As you can see in Exhibit 1, changing the tax-agnostic Defensive Equity Long-Short (DELS) strategy into the tax-aware TADELS has a modest impact on pre-tax returns. Pre-tax annual returns decline by 0.2% from 12.5% annually to 12.3%. In addition, pre-tax risk increases by 0.1% annually, and the pre-tax Sharpe ratio declines modestly from 0.77 to 0.75. Overall, differences in pre-tax returns between the tax-agnostic strategy and the tax-aware strategy are negligible.

After-tax returns, however, are where the tax-aware TADELS strategy differentiates itself. The tax-aware strategy harvests and passes through significant short-term capital losses while deferring capital gains, substantially increasing after-tax returns for TADELS. To calculate the potential tax benefit, the authors assume realized losses can be used by investors to offset capital gains elsewhere in their portfolios. On an after-tax basis, the authors find a substantial 7% improvement in annual after-tax returns for the tax-aware TADELS strategy compared with the tax-agnostic DELS strategy. After-tax returns for TADELS increased to 19.9% annually due to capital losses that are passed through to investors. This compares to a 12.9% after-tax return for the tax-agnostic DELS strategy.
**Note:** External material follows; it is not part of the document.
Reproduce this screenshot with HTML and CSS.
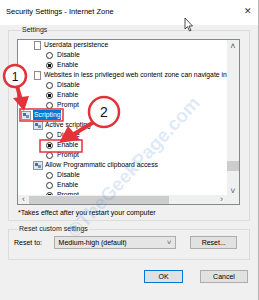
FILE: index.html
```html
<!DOCTYPE html>
<html lang="en">
<head>
    <meta charset="UTF-8">
    <title>Security Settings - Internet Zone</title>
    <link rel="stylesheet" href="styles.css">
</head>
<body>
<div class="window">
    <div class="titlebar">
        <span class="title">Security Settings - Internet Zone</span>
        <span class="close">&#x2715;</span>
    </div>

    <div class="content">
        <fieldset class="group settings">
            <legend>Settings</legend>
            <div class="listbox">
                <div class="tree-area">
                    <div class="rows">
                        <div class="row lvl1"><span class="doc"></span>Userdata persistence</div>
                        <div class="row lvl2"><span class="radio"></span>Disable</div>
                        <div class="row lvl2"><span class="radio on"></span>Enable</div>
                        <div class="row lvl1"><span class="doc"></span>Websites in less privileged web content zone can navigate in</div>
                        <div class="row lvl2"><span class="radio"></span>Disable</div>
                        <div class="row lvl2"><span class="radio on"></span>Enable</div>
                        <div class="row lvl2"><span class="radio"></span>Prompt</div>
                        <div class="row lvl0">
                            <svg class="gear" width="10" height="9" viewBox="0 0 10 9">
                                <rect x="0.5" y="0.5" width="9" height="8" fill="#dfe6ee" stroke="#8a97a8"/>
                                <rect x="2" y="2" width="3" height="3" fill="#4a6fa5"/>
                                <rect x="5" y="4" width="3" height="3" fill="#7a8fb0"/>
                            </svg>
                            <span class="selected">Scripting</span>
                        </div>
                        <div class="row lvl1b">
                            <svg class="gear" width="10" height="9" viewBox="0 0 10 9">
                                <rect x="0.5" y="0.5" width="9" height="8" fill="#dfe6ee" stroke="#8a97a8"/>
                                <rect x="2" y="2" width="3" height="3" fill="#4a6fa5"/>
                                <rect x="5" y="4" width="3" height="3" fill="#7a8fb0"/>
                            </svg>Active scripting
                        </div>
                        <div class="row lvl2"><span class="radio"></span>Disable</div>
                        <div class="row lvl2"><span class="radio on"></span>Enable</div>
                        <div class="row lvl2"><span class="radio"></span>Prompt</div>
                        <div class="row lvl1b">
                            <svg class="gear" width="10" height="9" viewBox="0 0 10 9">
                                <rect x="0.5" y="0.5" width="9" height="8" fill="#dfe6ee" stroke="#8a97a8"/>
                                <rect x="2" y="2" width="3" height="3" fill="#4a6fa5"/>
                                <rect x="5" y="4" width="3" height="3" fill="#7a8fb0"/>
                            </svg>Allow Programmatic clipboard access
                        </div>
                        <div class="row lvl2"><span class="radio"></span>Disable</div>
                        <div class="row lvl2"><span class="radio"></span>Enable</div>
                        <div class="row lvl2"><span class="radio on"></span>Prompt</div>
                    </div>
                    <div class="vscroll">
                        <span class="arrow">&#x2c4;</span>
                        <span class="vtrack"><span class="vthumb"></span></span>
                        <span class="arrow">&#x2c5;</span>
                    </div>
                </div>
                <div class="hscroll">
                    <span class="arrow">&lsaquo;</span>
                    <span class="htrack"><span class="hthumb"></span></span>
                    <span class="arrow">&rsaquo;</span>
                    <span class="corner"></span>
                </div>
            </div>
            <p class="note">*Takes effect after you restart your computer</p>
        </fieldset>

        <fieldset class="group reset">
            <legend>Reset custom settings</legend>
            <div class="reset-row">
                <span class="reset-label">Reset to:</span>
                <div class="select">Medium-high (default)<span class="chev">&#x2c5;</span></div>
                <button class="btn reset-btn">Reset...</button>
            </div>
        </fieldset>

        <div class="actions">
            <button class="btn ok">OK</button>
            <button class="btn cancel">Cancel</button>
        </div>
    </div>

    <!-- tutorial markup drawn on top of the dialog -->
    <div class="watermark">&copy;TheGeekPage.com</div>
    <svg class="marks" width="259" height="300" viewBox="0 0 259 300">
        <rect x="20" y="109" width="43" height="12" fill="none" stroke="#e2333a" stroke-width="1.5"/>
        <rect x="40" y="140" width="42" height="12" fill="none" stroke="#e2333a" stroke-width="1.5"/>
        <line x1="17" y1="86" x2="21" y2="100" stroke="#e2333a" stroke-width="4"/>
        <polygon points="13,98 29,96 24,111" fill="#e2333a"/>
        <line x1="94" y1="122" x2="74" y2="134" stroke="#e2333a" stroke-width="4"/>
        <polygon points="68,126 80,140 59,143" fill="#e2333a"/>
        <circle cx="15" cy="76" r="11" fill="#fff" stroke="#e2333a" stroke-width="2.5"/>
        <circle cx="104" cy="112" r="15" fill="#fff" stroke="#e2333a" stroke-width="2.5"/>
        <text x="15" y="80.5" class="num">1</text>
        <text x="104" y="117" class="num big">2</text>
        <path d="M185 18 L185 29 L187.5 26.5 L189.5 31 L191 30.3 L189 26 L192.5 26 Z" fill="#fff" stroke="#222" stroke-width="0.8"/>
    </svg>
</div>
</body>
</html>
```

FILE: styles.css
```css
* {
    box-sizing: border-box;
}

body {
    margin: 0;
    font-family: "Liberation Sans", Arial, sans-serif;
    font-size: 7px;
    color: #000;
    background: #fff;
}

.window {
    position: relative;
    width: 259px;
    height: 300px;
    background: #f0f0f0;
    border-right: 1px solid #b5b5b5;
    overflow: hidden;
}

/* title bar */
.titlebar {
    height: 25px;
    background: #fff;
    display: flex;
    align-items: center;
    justify-content: space-between;
    padding: 0 6px 3px 6px;
}

.title {
    font-size: 7.5px;
}

.close {
    font-size: 9px;
    color: #333;
}

.content {
    padding: 0 8px;
}

/* group boxes */
.group {
    margin: 0;
    border: 1px solid #dcdcdc;
    min-width: 0;
}

.group legend {
    padding: 0 1px;
    margin-left: 4px;
    line-height: 10px;
    color: #1a1a1a;
}

.settings {
    padding: 4px 9px 2px 8px;
}

.listbox {
    height: 166px;
    border: 1px solid #828790;
    background: #fff;
    display: flex;
    flex-direction: column;
}

.tree-area {
    flex: 1;
    display: flex;
    min-height: 0;
}

.rows {
    flex: 1;
    overflow: hidden;
    font-size: 6.8px;
}

.row {
    height: 10px;
    line-height: 10px;
    display: flex;
    align-items: center;
    white-space: nowrap;
}

.lvl0 {
    padding-left: 3px;
}

.lvl1 {
    padding-left: 16px;
}

.lvl1b {
    padding-left: 15px;
}

.lvl2 {
    padding-left: 28px;
}

.doc {
    flex: none;
    width: 7px;
    height: 9px;
    border: 1px solid #8c8c8c;
    background: linear-gradient(225deg, #f0f0f0 2px, #fff 2px);
    margin-right: 3px;
}

.gear {
    margin-right: 2px;
    flex: none;
}

.selected {
    background: #0078d7;
    color: #fff;
    padding: 0 1px;
}

.radio {
    flex: none;
    width: 7px;
    height: 7px;
    border: 1px solid #333;
    border-radius: 50%;
    margin-right: 4px;
    background: #fff;
}

.radio.on {
    background: radial-gradient(circle, #111 1.6px, #fff 2px);
}

/* scroll bars */
.vscroll {
    flex: none;
    width: 12px;
    background: #f0f0f0;
    display: flex;
    flex-direction: column;
    align-items: center;
    color: #606060;
}

.vscroll .arrow {
    height: 10px;
    line-height: 12px;
    font-size: 9px;
}

.vtrack {
    flex: 1;
    width: 100%;
    position: relative;
}

.vthumb {
    position: absolute;
    left: 0;
    right: 0;
    top: 111px;
    height: 10px;
    background: #cdcdcd;
}

.hscroll {
    height: 9px;
    display: flex;
    align-items: center;
    background: #f0f0f0;
    color: #606060;
}

.hscroll .arrow {
    width: 11px;
    text-align: center;
    font-size: 9px;
    line-height: 9px;
}

.htrack {
    flex: 1;
    height: 9px;
    display: flex;
    align-items: center;
}

.hthumb {
    width: 140px;
    height: 8px;
    background: #cdcdcd;
}

.corner {
    width: 12px;
    height: 9px;
    background: #f0f0f0;
}

.note {
    margin: 3px 0 0 1px;
    line-height: 10px;
}

.reset {
    margin-top: 3px;
    padding: 2px 12px 10px 5px;
}

.reset-row {
    display: flex;
    align-items: center;
    height: 13px;
}

.reset-label {
    width: 40px;
}

.select {
    width: 124px;
    height: 13px;
    border: 1px solid #adadad;
    background: #e5e5e5;
    padding: 0 4px;
    line-height: 11px;
    display: flex;
    justify-content: space-between;
}

.chev {
    color: #666;
    font-size: 8px;
}

.btn {
    font-family: "Liberation Sans", Arial, sans-serif;
    font-size: 7px;
    height: 13px;
    padding: 0;
    border: 1px solid #adadad;
    background: #e1e1e1;
    color: #000;
    line-height: 11px;
}

.reset-btn {
    width: 47px;
    margin-left: 14px;
}

.actions {
    display: flex;
    justify-content: flex-end;
    gap: 17px;
    margin-top: 10px;
    padding-right: 2px;
}

.ok {
    width: 39px;
    border-color: #0078d7;
}

.cancel {
    width: 48px;
}

/* overlays */
.watermark {
    position: absolute;
    left: 42px;
    top: 156px;
    width: 184px;
    text-align: center;
    font-size: 19px;
    font-weight: bold;
    color: rgba(90, 140, 215, 0.2);
    transform: rotate(-47deg);
    white-space: nowrap;
    pointer-events: none;
}

.marks {
    position: absolute;
    left: 0;
    top: 0;
    pointer-events: none;
}

.num {
    font-family: "Liberation Sans", Arial, sans-serif;
    font-size: 12px;
    text-anchor: middle;
    fill: #111;
}

.num.big {
    font-size: 14px;
}
```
Exhibit 1 – Hypothetical Returns of DELS and TADELS, 1994-2019

Dels

Tadels

Total Annual Return

Pre Tax
Tax Benefit
After Tax

12.5%
0.4%
12.9%

12.3%
7.6%
19.9%

Total Annual Risk

Pre Tax
After Tax

12.9%
12.9%

13.0%
14.4%

Sharpe Ratio

Pre Tax
After Tax

0.77
0.88

0.75
1.37

Substantial Benefits from Both Tax Loss Harvesting and Capital Gain Deferral

A second paper, “Loss Harvesting or Gain Deferral? A Surprising Source of Tax Benefits of Tax-Aware Long-Short Strategies,” by Krasner and Sosner of AQR Capital Management (2024) explores the mechanisms behind the tax benefits of tax-aware long-short strategies. This paper builds on previous research showing that these strategies can realize significant capital losses, even while generating pre-tax alpha.

Key Findings:
  1. Loss Harvesting: The authors find that in their hypothetical tax-aware strategy, trades closed with realized losses increase to 2.4x their tax-agnostic frequency. With a higher trade count, however, losses are taken more regularly and are therefore smaller when taken. For this reason, dollar tax savings from loss harvesting are produced but remain modest.
  2. Deferred Gains Matter More Than Harvested Losses: According to the authors’ research, net capital losses in tax-aware long-short strategies arise primarily from significant reductions in realized capital gains (mostly short-term gains on long positions) rather than from harvesting tax losses.
  1. In the hypothetical strategy, cumulative three-year realized gains decline 80% after making the model tax-aware, declining from 138% of initial invested capital when tax-agnostic to only 27% when tax-aware.
  2. Cumulative three-year realized losses stay approximately the same, moving from 152% of initial invested capital when tax-agnostic to 163% when tax-aware.
  3. Combining lower realized gains with higher realized losses leads to net realized losses increasing from 12% of initial invested capital when tax agnostic to 136% of initial invested capital when tax aware.

These Benefits Persist Over Time

This research suggests that long-short strategies could potentially offer tax losses in excess of 100% of initial invested capital over three-year periods, and this benefit could potentially continue in perpetuity. By way of comparison, research suggests that traditional long-only tax-harvesting strategies plateau when harvested losses reach around 30% of initial invested capital.
To capture these potential tax benefits, investors must select long-short strategies that are either contained within separately managed accounts (SMA’s) or owned through a pass-through vehicle such as a limited liability company.

Conclusion

Researchers believe that tax aware long-short strategies have the potential to significantly outperform their tax-agnostic versions on an after-tax basis. This outperformance has been as high as 7% annually in hypothetical tests of simple long-short strategies.